### JOB
Lines containing the word "components" are the ones to copy from the records below.
────────────────────
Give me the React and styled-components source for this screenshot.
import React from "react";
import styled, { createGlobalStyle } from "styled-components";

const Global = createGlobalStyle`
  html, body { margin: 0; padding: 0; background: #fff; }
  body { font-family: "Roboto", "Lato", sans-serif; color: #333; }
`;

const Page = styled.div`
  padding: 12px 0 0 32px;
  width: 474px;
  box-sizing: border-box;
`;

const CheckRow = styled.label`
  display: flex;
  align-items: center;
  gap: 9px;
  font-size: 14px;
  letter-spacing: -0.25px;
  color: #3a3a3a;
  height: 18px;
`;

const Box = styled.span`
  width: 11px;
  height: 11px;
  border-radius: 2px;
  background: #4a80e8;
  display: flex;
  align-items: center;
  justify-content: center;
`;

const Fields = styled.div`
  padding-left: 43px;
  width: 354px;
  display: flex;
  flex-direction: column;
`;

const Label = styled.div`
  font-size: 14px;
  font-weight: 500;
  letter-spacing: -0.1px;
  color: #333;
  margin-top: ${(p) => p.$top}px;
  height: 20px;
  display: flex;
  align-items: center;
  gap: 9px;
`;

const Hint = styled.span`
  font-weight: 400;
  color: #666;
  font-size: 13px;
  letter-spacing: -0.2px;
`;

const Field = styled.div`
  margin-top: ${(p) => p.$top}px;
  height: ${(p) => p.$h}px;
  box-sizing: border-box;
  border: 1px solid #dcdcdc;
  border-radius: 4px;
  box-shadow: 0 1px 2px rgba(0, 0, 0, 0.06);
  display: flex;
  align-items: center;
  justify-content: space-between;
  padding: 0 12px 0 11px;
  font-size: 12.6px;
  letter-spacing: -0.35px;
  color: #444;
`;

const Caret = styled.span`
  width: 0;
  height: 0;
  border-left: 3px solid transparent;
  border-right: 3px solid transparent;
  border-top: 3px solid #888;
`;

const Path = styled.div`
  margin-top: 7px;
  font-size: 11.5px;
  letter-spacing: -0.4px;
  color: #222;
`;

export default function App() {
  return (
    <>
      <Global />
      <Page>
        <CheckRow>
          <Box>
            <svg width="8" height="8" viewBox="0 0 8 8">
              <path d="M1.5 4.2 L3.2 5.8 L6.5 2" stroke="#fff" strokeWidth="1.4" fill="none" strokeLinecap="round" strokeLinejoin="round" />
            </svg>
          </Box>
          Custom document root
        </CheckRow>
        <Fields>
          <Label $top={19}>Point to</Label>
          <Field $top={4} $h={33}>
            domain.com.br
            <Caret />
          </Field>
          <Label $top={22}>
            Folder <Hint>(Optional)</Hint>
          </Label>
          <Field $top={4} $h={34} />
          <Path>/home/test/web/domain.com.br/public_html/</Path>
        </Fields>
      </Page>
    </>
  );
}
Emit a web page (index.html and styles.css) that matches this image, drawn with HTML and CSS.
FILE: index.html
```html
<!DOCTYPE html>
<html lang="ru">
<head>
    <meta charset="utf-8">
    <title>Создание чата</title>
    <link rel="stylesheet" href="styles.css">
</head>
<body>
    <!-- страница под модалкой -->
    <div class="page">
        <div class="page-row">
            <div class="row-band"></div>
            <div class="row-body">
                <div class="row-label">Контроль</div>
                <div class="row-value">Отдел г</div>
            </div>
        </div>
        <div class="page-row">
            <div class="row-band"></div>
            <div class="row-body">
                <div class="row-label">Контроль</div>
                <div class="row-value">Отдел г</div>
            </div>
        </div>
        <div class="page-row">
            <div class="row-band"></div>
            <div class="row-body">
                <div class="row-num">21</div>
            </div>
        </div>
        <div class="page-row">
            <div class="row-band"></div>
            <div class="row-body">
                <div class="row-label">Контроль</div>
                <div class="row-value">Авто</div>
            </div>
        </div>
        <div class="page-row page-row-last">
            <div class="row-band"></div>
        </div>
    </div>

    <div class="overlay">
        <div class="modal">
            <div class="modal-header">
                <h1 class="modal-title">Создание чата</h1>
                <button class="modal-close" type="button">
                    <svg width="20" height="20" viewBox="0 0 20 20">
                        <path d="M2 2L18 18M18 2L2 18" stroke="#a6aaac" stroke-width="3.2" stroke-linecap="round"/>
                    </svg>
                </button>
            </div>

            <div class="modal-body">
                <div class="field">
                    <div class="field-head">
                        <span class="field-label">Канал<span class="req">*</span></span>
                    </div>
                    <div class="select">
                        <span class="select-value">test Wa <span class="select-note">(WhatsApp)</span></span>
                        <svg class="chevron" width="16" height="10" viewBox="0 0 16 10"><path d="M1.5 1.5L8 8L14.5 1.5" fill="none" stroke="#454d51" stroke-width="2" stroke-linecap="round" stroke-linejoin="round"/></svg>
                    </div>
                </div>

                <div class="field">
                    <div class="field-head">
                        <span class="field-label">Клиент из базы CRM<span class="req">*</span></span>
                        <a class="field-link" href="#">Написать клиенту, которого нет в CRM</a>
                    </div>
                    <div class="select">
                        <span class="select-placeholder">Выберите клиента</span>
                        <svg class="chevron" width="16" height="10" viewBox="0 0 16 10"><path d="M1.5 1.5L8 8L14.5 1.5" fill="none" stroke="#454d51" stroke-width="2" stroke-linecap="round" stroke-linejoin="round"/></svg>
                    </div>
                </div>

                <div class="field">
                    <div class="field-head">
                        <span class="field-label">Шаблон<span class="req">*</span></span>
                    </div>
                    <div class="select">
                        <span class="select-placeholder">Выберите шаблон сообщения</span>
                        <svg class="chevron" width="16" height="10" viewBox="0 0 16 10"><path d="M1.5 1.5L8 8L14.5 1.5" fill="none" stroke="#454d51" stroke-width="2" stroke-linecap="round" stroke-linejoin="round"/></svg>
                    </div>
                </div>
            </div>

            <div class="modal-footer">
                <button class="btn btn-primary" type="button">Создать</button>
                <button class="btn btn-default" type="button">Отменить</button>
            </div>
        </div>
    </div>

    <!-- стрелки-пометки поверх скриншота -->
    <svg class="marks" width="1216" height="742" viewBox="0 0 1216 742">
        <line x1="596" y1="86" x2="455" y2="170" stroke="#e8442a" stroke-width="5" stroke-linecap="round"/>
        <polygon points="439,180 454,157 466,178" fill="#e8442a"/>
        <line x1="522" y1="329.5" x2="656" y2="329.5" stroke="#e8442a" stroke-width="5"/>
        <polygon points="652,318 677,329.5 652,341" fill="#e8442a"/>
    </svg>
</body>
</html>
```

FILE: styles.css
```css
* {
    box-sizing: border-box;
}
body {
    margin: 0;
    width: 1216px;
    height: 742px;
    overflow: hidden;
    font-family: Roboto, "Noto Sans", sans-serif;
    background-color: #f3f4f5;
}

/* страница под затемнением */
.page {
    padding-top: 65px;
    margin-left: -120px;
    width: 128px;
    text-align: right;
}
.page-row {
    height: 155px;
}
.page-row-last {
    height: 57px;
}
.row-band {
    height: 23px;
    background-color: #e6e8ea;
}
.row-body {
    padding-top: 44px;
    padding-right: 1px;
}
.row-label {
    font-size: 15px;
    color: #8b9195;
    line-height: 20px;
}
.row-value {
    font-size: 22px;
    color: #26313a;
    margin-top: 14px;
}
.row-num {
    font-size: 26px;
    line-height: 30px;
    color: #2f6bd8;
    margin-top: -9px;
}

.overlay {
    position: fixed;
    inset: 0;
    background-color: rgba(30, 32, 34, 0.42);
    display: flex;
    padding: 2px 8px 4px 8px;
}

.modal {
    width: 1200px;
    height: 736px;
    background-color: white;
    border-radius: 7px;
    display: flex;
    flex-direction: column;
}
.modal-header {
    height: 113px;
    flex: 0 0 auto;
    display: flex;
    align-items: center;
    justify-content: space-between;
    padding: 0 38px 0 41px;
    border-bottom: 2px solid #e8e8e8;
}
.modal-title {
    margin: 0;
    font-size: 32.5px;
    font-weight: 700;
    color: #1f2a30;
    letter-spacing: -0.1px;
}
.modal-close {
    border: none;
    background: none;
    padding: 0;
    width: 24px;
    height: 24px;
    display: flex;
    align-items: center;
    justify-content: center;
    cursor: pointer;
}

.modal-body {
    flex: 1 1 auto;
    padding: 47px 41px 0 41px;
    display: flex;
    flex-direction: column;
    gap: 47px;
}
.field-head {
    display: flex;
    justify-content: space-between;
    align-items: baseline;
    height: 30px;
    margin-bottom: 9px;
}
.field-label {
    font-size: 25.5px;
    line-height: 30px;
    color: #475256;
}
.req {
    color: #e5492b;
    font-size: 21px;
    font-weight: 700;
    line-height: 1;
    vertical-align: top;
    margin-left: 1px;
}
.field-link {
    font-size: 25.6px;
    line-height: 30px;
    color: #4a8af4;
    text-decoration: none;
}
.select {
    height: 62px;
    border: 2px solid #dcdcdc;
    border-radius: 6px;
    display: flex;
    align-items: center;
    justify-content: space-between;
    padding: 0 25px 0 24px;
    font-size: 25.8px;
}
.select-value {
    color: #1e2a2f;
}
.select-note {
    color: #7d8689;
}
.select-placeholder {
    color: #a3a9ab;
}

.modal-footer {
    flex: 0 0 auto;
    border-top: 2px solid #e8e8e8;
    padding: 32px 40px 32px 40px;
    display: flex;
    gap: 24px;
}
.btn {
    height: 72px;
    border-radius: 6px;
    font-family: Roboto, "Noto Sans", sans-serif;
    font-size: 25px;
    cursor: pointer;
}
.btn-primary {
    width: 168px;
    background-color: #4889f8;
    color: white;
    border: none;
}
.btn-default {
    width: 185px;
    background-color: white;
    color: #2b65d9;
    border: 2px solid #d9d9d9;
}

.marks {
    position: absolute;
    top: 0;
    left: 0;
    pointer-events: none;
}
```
────────────────────
### CORRECT ANSWER
Give me the React and styled-components source for this screenshot.
import styled, { createGlobalStyle } from "styled-components";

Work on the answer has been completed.